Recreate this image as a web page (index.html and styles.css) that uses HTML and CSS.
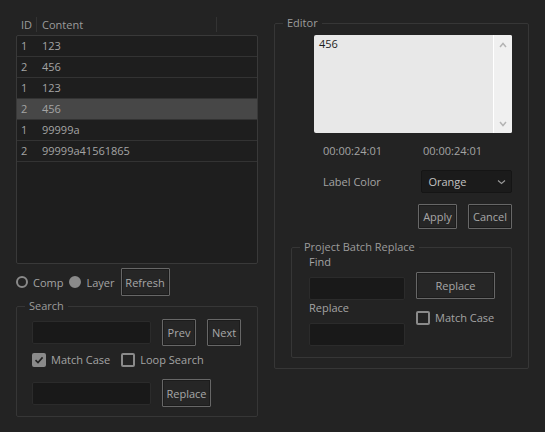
FILE: index.html
```html
<!DOCTYPE html>
<html lang="en">

<head>
    <title>Text Layer Editor</title>
    <meta charset="UTF-8">
    <link rel="stylesheet" href="styles.css">
</head>

<body>
    <div class="panel">
        <div class="left">
            <div class="list-head">
                <div class="col-id">ID</div>
                <div class="col-content">Content</div>
            </div>
            <div class="list">
                <div class="row"><span class="cell-id">1</span><span>123</span></div>
                <div class="row"><span class="cell-id">2</span><span>456</span></div>
                <div class="row"><span class="cell-id">1</span><span>123</span></div>
                <div class="row selected"><span class="cell-id">2</span><span>456</span></div>
                <div class="row"><span class="cell-id">1</span><span>99999a</span></div>
                <div class="row"><span class="cell-id">2</span><span>99999a41561865</span></div>
            </div>

            <div class="source-row">
                <label class="radio"><span class="dot"></span>Comp</label>
                <label class="radio"><span class="dot on"></span>Layer</label>
                <button class="btn refresh">Refresh</button>
            </div>

            <fieldset class="group search">
                <legend>Search</legend>
                <div class="group-body">
                    <div class="line">
                        <input class="field wide" type="text">
                        <button class="btn small">Prev</button>
                        <button class="btn small">Next</button>
                    </div>
                    <div class="checks">
                        <label class="check"><span class="box on"><svg width="10" height="10" viewBox="0 0 10 10"><path d="M1.5 5.2 L4 7.6 L8.6 2.4" fill="none" stroke="#222" stroke-width="1.6"/></svg></span>Match Case</label>
                        <label class="check"><span class="box"></span>Loop Search</label>
                    </div>
                    <div class="line">
                        <input class="field wide" type="text">
                        <button class="btn replace-small">Replace</button>
                    </div>
                </div>
            </fieldset>
        </div>

        <div class="right">
            <fieldset class="group editor">
                <legend>Editor</legend>
                <div class="editor-body">
                    <div class="text-box">
                        <div class="text-value">456</div>
                        <div class="scroll">
                            <svg width="8" height="6" viewBox="0 0 8 6"><path d="M1 5 L4 1.5 L7 5" fill="none" stroke="#b4b4b4" stroke-width="1.5"/></svg>
                            <svg width="8" height="6" viewBox="0 0 8 6"><path d="M1 1 L4 4.5 L7 1" fill="none" stroke="#b4b4b4" stroke-width="1.5"/></svg>
                        </div>
                    </div>

                    <div class="times">
                        <span class="time">00:00:24:01</span>
                        <span>00:00:24:01</span>
                    </div>

                    <div class="label-row">
                        <span class="label-name">Label Color</span>
                        <div class="select">
                            <span>Orange</span>
                            <svg width="9" height="6" viewBox="0 0 9 6"><path d="M1 1.5 L4.5 4.5 L8 1.5" fill="none" stroke="#9a9a9a" stroke-width="1.1"/></svg>
                        </div>
                    </div>

                    <div class="actions">
                        <button class="btn apply">Apply</button>
                        <button class="btn cancel">Cancel</button>
                    </div>

                    <fieldset class="group batch">
                        <legend>Project Batch Replace</legend>
                        <div class="batch-body">
                            <div class="batch-fields">
                                <div class="caption">Find</div>
                                <input class="field narrow" type="text">
                                <div class="caption second">Replace</div>
                                <input class="field narrow" type="text">
                            </div>
                            <div class="batch-side">
                                <button class="btn replace-big">Replace</button>
                                <label class="check"><span class="box"></span>Match Case</label>
                            </div>
                        </div>
                    </fieldset>
                </div>
            </fieldset>
        </div>
    </div>
</body>

</html>
```

FILE: styles.css
```css
body {
    margin: 0;
    background: #232323;
    font-family: "Open Sans", "Noto Sans", Arial, sans-serif;
    font-size: 11px;
    color: #a4a4a4;
}

.panel {
    display: flex;
    width: 545px;
    height: 432px;
}

/* left side */

.left {
    width: 242px;
    margin-left: 16px;
    padding-top: 17px;
}

.list-head {
    display: flex;
    height: 18px;
    line-height: 15px;
    color: #9c9c9c;
}

.col-id {
    width: 15px;
    padding-left: 5px;
    border-right: 1px solid #333;
    height: 15px;
}

.col-content {
    width: 174px;
    padding-left: 5px;
    border-right: 1px solid #333;
    height: 15px;
}

.list {
    height: 227px;
    background: #1e1e1e;
    border: 1px solid #393939;
    border-radius: 2px;
}

.row {
    display: flex;
    height: 20px;
    line-height: 20px;
    border-bottom: 1px solid #333;
    padding-left: 4px;
}

.row.selected {
    background: #474747;
}

.cell-id {
    width: 21px;
}

.source-row {
    display: flex;
    align-items: center;
    margin-top: 4px;
    height: 28px;
}

.radio {
    display: flex;
    align-items: center;
    margin-right: 6px;
}

.dot {
    width: 8px;
    height: 8px;
    border: 2px solid #8a8a8a;
    border-radius: 50%;
    margin-right: 5px;
}

.dot.on {
    background: #8a8a8a;
}

.btn {
    font-family: "Open Sans", "Noto Sans", Arial, sans-serif;
    font-size: 11px;
    color: #a8a8a8;
    background: #262626;
    border: 1px solid #676767;
    box-shadow: inset 0 0 0 1px #1c1c1c;
    border-radius: 1px;
    padding: 0;
    cursor: pointer;
}

.refresh {
    width: 49px;
    height: 28px;
}

.group {
    border: 1px solid #363636;
    border-radius: 2px;
    margin: 0;
    padding: 0;
    min-width: 0;
}

.group legend {
    margin-left: 8px;
    padding: 0 4px;
    line-height: 14px;
    color: #9c9c9c;
}

.search {
    margin-top: 3px;
    height: 116px;
}

.group-body {
    padding: 6px 0 0 15px;
}

.line {
    display: flex;
    align-items: center;
    gap: 11px;
}

.field {
    height: 21px;
    background: #191919;
    border: 1px solid #2b2b2b;
    border-radius: 2px;
    padding: 0;
    box-sizing: content-box;
}

.wide {
    width: 117px;
}

.small {
    width: 34px;
    height: 27px;
}

.replace-small {
    width: 49px;
    height: 28px;
}

.checks {
    display: flex;
    gap: 11px;
    height: 14px;
    margin: 7px 0 12px;
}

.check {
    display: flex;
    align-items: center;
    line-height: 14px;
}

.box {
    width: 10px;
    height: 10px;
    border: 2px solid #8a8a8a;
    border-radius: 2px;
    margin-right: 5px;
    display: flex;
    align-items: center;
    justify-content: center;
}

.box.on {
    background: #8a8a8a;
}

/* right side */

.right {
    width: 255px;
    margin-left: 16px;
    padding-top: 16px;
}

.editor {
    height: 351px;
}

.editor-body {
    padding: 5px 16px 0 39px;
}

.text-box {
    display: flex;
    height: 98px;
    background: #e8e8e8;
    border-radius: 2px;
}

.text-value {
    flex: 1;
    padding: 2px 5px;
    color: #1e1e1e;
    line-height: 14px;
}

.scroll {
    width: 18px;
    background: #f0f0f0;
    border-left: 1px solid #fff;
    display: flex;
    flex-direction: column;
    justify-content: space-between;
    align-items: center;
    padding: 7px 0 6px;
    border-radius: 0 2px 2px 0;
}

.times {
    display: flex;
    margin: 11px 0 0 9px;
    line-height: 14px;
}

.time {
    width: 100px;
}

.label-row {
    display: flex;
    align-items: center;
    margin: 12px 0 0 9px;
}

.label-name {
    width: 99px;
}

.select {
    display: flex;
    align-items: center;
    justify-content: space-between;
    width: 78px;
    height: 21px;
    padding: 0 5px 0 6px;
    background: #1b1b1b;
    border: 1px solid #151515;
    border-radius: 2px;
    color: #c2c2c2;
}

.actions {
    display: flex;
    justify-content: flex-end;
    gap: 11px;
    margin-top: 11px;
}

.apply {
    width: 39px;
    height: 25px;
}

.cancel {
    width: 44px;
    height: 25px;
}

.batch {
    margin: 11px 0 0 -23px;
    height: 116px;
}

.batch-body {
    display: flex;
    padding: 1px 0 0 17px;
}

.batch-fields {
    width: 96px;
}

.caption {
    line-height: 14px;
    margin-bottom: 8px;
}

.caption.second {
    margin-top: 1px;
}

.narrow {
    width: 94px;
}

.batch-side {
    margin: 17px 0 0 11px;
}

.replace-big {
    display: block;
    width: 79px;
    height: 27px;
    margin-bottom: 12px;
}
```
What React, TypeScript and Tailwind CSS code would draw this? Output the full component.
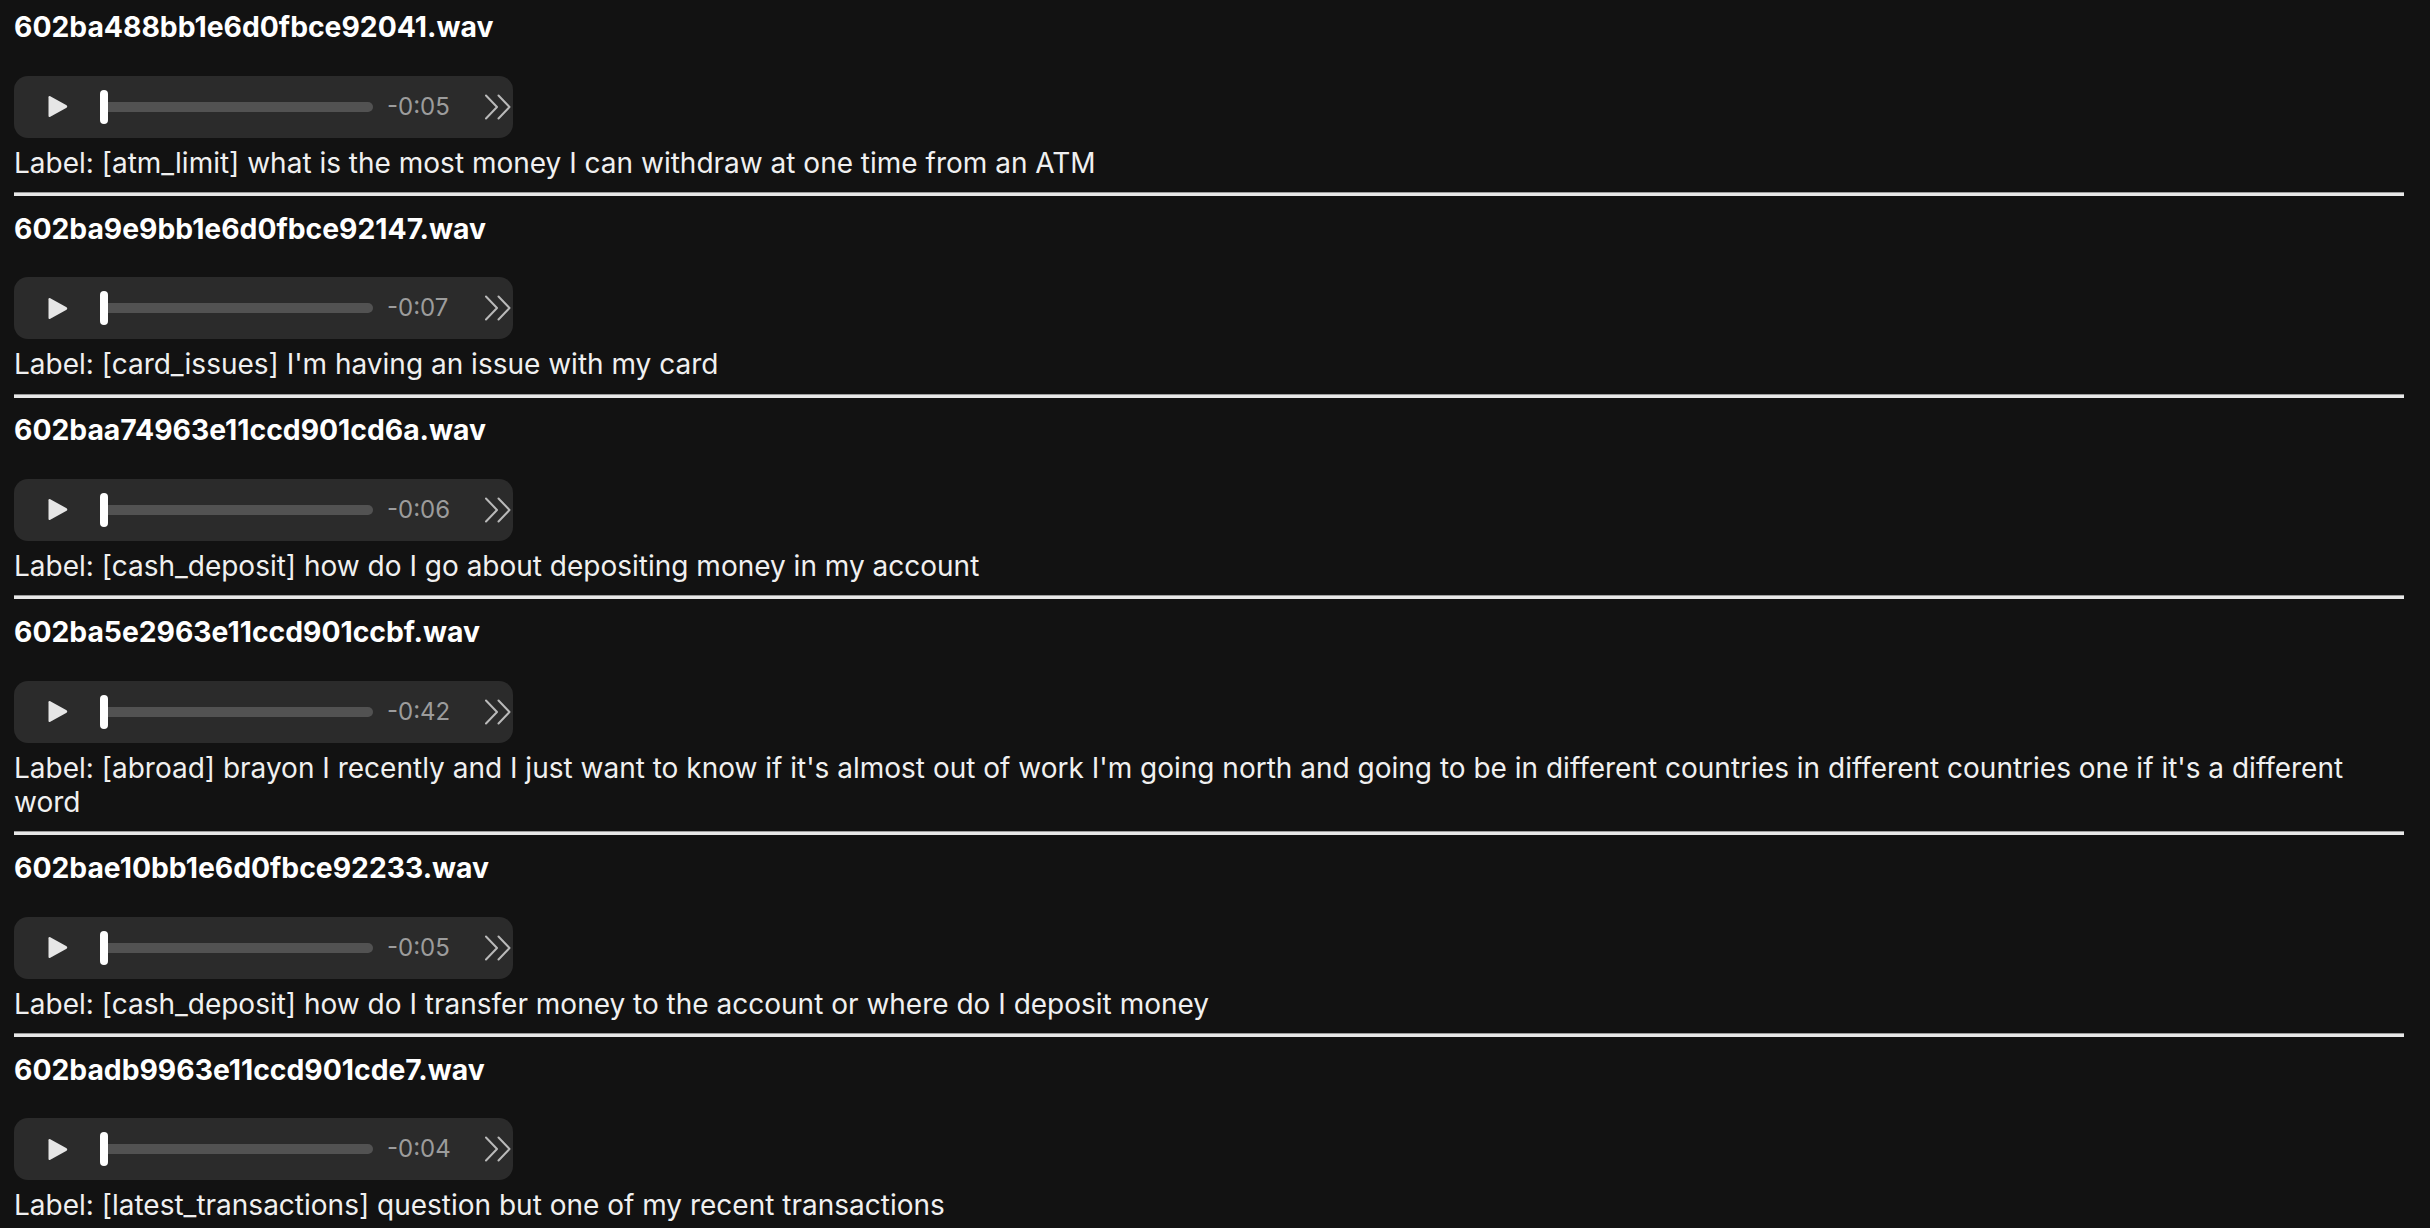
import React from "react";

type Item = { file: string; time: string; label: string };

const items: Item[] = [
  {
    file: "602ba488bb1e6d0fbce92041.wav",
    time: "-0:05",
    label: "[atm_limit] what is the most money I can withdraw at one time from an ATM",
  },
  {
    file: "602ba9e9bb1e6d0fbce92147.wav",
    time: "-0:07",
    label: "[card_issues] I'm having an issue with my card",
  },
  {
    file: "602baa74963e11ccd901cd6a.wav",
    time: "-0:06",
    label: "[cash_deposit] how do I go about depositing money in my account",
  },
  {
    file: "602ba5e2963e11ccd901ccbf.wav",
    time: "-0:42",
    label:
      "[abroad] brayon I recently and I just want to know if it's almost out of work I'm going north and going to be in different countries in different countries one if it's a different word",
  },
  {
    file: "602bae10bb1e6d0fbce92233.wav",
    time: "-0:05",
    label: "[cash_deposit] how do I transfer money to the account or where do I deposit money",
  },
  {
    file: "602badb9963e11ccd901cde7.wav",
    time: "-0:04",
    label: "[latest_transactions] question but one of my recent transactions",
  },
];

function PlayIcon() {
  return (
    <svg width="21" height="23" viewBox="0 0 21 23" className="block shrink-0">
      <path
        d="M1.5 2.2 Q1.5 0.3 3.3 1.2 L19.6 10.2 Q21 11.5 19.6 12.8 L3.3 21.8 Q1.5 22.7 1.5 20.8 Z"
        fill="#e6e6e6"
      />
    </svg>
  );
}

function ChevronsIcon() {
  return (
    <svg width="28" height="26" viewBox="0 0 28 26" className="block shrink-0">
      <path
        d="M2 1.5 L13 13 L2 24.5 M14.5 1.5 L25.5 13 L14.5 24.5"
        fill="none"
        stroke="#b9b9b9"
        strokeWidth="2"
        strokeLinecap="round"
        strokeLinejoin="round"
      />
    </svg>
  );
}

function Player({ time }: { time: string }) {
  return (
    <div className="flex h-[62px] w-[499px] items-center overflow-hidden rounded-[14px] bg-[#2b2b2b] pl-[33px]">
      <PlayIcon />
      <div className="ml-[32px] flex w-[273px] items-center">
        <div className="h-[34px] w-[8px] shrink-0 rounded-full bg-white" />
        <div className="h-[10px] flex-1 rounded-r-full bg-[#525252]" />
      </div>
      <div className="ml-[14px] w-[97px] shrink-0 text-[24px] leading-[30px] text-[#9c9c9c]">
        {time}
      </div>
      <ChevronsIcon />
    </div>
  );
}

export default function App() {
  return (
    <div
      className="min-h-screen bg-[#121212] pl-[14px] pr-[26px] pt-[10px] text-white"
      style={{ fontFamily: "Inter, 'Noto Sans', sans-serif" }}
    >
      {items.map((it) => (
        <div key={it.file} className="flex flex-col pb-[15.8px]">
          <div className="text-[28.3px] font-bold leading-[34px] text-white">{it.file}</div>
          <div className="mt-[31.5px]">
            <Player time={it.time} />
          </div>
          <div className="mt-[8px] text-[28px] leading-[34.4px] text-[#f0f0f0]">
            Label: {it.label}
          </div>
          <div className="mt-[12px] h-[4px] border-t border-[#9b9b9b] bg-[#e8e8e8]" />
        </div>
      ))}
    </div>
  );
}
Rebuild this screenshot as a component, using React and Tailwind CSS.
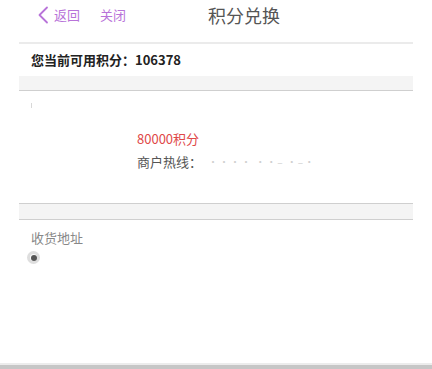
import React from 'react';

const font = { fontFamily: '"Noto Sans CJK SC", "Noto Sans", sans-serif' };

const App = () => {
  return (
    <div className="w-[432px] h-[369px] bg-white flex flex-col overflow-hidden" style={font}>
      {/* Header */}
      <div className="h-[30px] mb-[12px] flex items-center">
        <button className="ml-[37px] flex items-center text-[#b873d9] text-[13px]">
          <svg width="12" height="18" viewBox="0 0 12 18" fill="none">
            <path d="M10 1.5 L2.5 9 L10 16.5" stroke="#b873d9" strokeWidth="1.8" strokeLinecap="round" strokeLinejoin="round" />
          </svg>
          <span className="ml-[5px]">返回</span>
        </button>
        <button className="ml-[20px] text-[#b873d9] text-[13px]">关闭</button>
        <h1 className="ml-[82px] text-[18px] text-[#555] leading-none">积分兑换</h1>
      </div>

      <div className="mx-[19px] flex flex-col flex-1">
        {/* Points */}
        <div className="border-t-2 border-[#ebebeb] h-[34px] flex items-center pl-[12px]">
          <p className="text-[13px] font-bold text-[#222]">您当前可用积分：106378</p>
        </div>
        <div className="h-[15px] bg-[#f4f4f4] border-b border-[#cfcfcf]"></div>

        {/* Product */}
        <div className="h-[112px] relative">
          <span className="absolute left-[12px] top-[12px] w-px h-[5px] bg-[#d8d8d8]"></span>
          <div className="pt-[38px] pl-[118px]">
            <p className="text-[13px] text-[#e04848] leading-[20px]">80000积分</p>
            <p className="text-[13px] text-[#555] leading-[20px] mt-[3px] flex items-center">
              商户热线：
              <span className="ml-[6px] text-[10px] text-[#d0d0d0] tracking-[1px]">····  ··–  ·–·</span>
            </p>
          </div>
        </div>
        <div className="h-[17px] bg-[#f4f4f4] border-y border-[#cfcfcf]"></div>

        {/* Address */}
        <div className="pl-[12px] pt-[10px]">
          <p className="text-[13px] text-[#888] leading-[16px]">收货地址</p>
          <div className="mt-[5px] -ml-[4px] w-[13px] h-[13px] rounded-full border-[3px] border-[#dedede] bg-[#fafafa] flex items-center justify-center">
            <div className="w-[6px] h-[6px] rounded-full bg-[#555]"></div>
          </div>
        </div>
      </div>

      {/* Bottom bar */}
      <div className="h-[6px] border-t-2 border-[#ececec] bg-[#c6c6c6]"></div>
    </div>
  );
};

export default App;
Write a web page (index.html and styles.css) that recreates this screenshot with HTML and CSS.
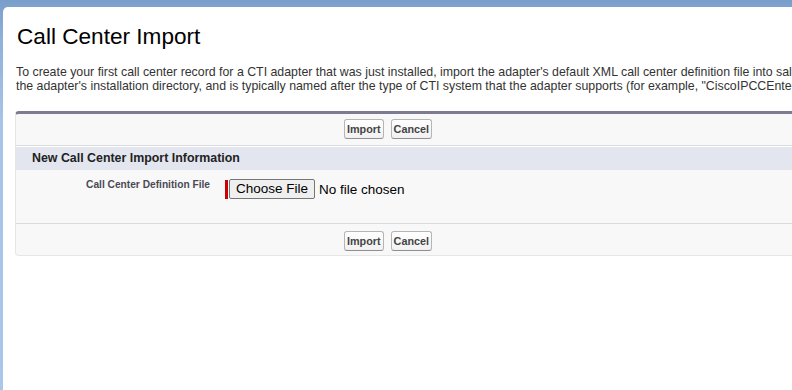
====
### Problem to solve
Copy out only the lines from the one containing "What React, TypeScript" through the one containing "string; time: string;", exactly, with both ends. Any picture is left out.

### Answer in full
What React, TypeScript and Tailwind CSS code would draw this? Output the full component.
import React from "react";

type Item = { file: string; time: string; label: string };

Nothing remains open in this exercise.